* _What you are asked to do_: The data below must be copied in full and without any change.
- - -
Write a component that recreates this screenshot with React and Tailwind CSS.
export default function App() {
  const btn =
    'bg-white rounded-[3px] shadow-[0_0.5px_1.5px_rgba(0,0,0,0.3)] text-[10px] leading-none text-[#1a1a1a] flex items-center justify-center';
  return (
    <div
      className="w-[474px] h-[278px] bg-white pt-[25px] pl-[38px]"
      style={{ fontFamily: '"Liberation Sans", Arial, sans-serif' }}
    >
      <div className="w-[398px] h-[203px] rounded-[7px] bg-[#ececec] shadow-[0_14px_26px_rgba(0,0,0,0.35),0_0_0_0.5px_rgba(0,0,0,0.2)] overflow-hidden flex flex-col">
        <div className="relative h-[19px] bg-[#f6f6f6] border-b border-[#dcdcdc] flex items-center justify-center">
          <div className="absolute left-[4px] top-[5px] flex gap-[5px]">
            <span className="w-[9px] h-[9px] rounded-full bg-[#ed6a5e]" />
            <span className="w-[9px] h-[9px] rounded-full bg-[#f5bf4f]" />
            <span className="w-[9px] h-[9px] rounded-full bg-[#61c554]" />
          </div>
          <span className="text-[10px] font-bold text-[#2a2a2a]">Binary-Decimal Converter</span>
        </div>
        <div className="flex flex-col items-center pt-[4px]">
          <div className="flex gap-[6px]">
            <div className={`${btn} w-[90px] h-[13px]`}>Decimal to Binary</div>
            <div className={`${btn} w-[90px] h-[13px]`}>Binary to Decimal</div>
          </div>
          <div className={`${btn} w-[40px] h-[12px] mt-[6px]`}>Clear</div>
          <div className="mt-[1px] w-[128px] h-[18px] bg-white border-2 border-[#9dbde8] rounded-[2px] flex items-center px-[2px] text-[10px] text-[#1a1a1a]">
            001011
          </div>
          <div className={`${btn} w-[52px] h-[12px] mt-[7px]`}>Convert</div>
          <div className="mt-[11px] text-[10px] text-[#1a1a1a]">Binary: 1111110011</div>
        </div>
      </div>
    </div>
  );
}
- - -
* _Expected output_:
Write a component that recreates this screenshot with React and Tailwind CSS.
export default function App() {
  const btn =
    'bg-white rounded-[3px] shadow-[0_0.5px_1.5px_rgba(0,0,0,0.3)] text-[10px] leading-none text-[#1a1a1a] flex items-center justify-center';
  return (
    <div
      className="w-[474px] h-[278px] bg-white pt-[25px] pl-[38px]"
      style={{ fontFamily: '"Liberation Sans", Arial, sans-serif' }}
    >
      <div className="w-[398px] h-[203px] rounded-[7px] bg-[#ececec] shadow-[0_14px_26px_rgba(0,0,0,0.35),0_0_0_0.5px_rgba(0,0,0,0.2)] overflow-hidden flex flex-col">
        <div className="relative h-[19px] bg-[#f6f6f6] border-b border-[#dcdcdc] flex items-center justify-center">
          <div className="absolute left-[4px] top-[5px] flex gap-[5px]">
            <span className="w-[9px] h-[9px] rounded-full bg-[#ed6a5e]" />
            <span className="w-[9px] h-[9px] rounded-full bg-[#f5bf4f]" />
            <span className="w-[9px] h-[9px] rounded-full bg-[#61c554]" />
          </div>
          <span className="text-[10px] font-bold text-[#2a2a2a]">Binary-Decimal Converter</span>
        </div>
        <div className="flex flex-col items-center pt-[4px]">
          <div className="flex gap-[6px]">
            <div className={`${btn} w-[90px] h-[13px]`}>Decimal to Binary</div>
            <div className={`${btn} w-[90px] h-[13px]`}>Binary to Decimal</div>
          </div>
          <div className={`${btn} w-[40px] h-[12px] mt-[6px]`}>Clear</div>
          <div className="mt-[1px] w-[128px] h-[18px] bg-white border-2 border-[#9dbde8] rounded-[2px] flex items-center px-[2px] text-[10px] text-[#1a1a1a]">
            001011
          </div>
          <div className={`${btn} w-[52px] h-[12px] mt-[7px]`}>Convert</div>
          <div className="mt-[11px] text-[10px] text-[#1a1a1a]">Binary: 1111110011</div>
        </div>
      </div>
    </div>
  );
}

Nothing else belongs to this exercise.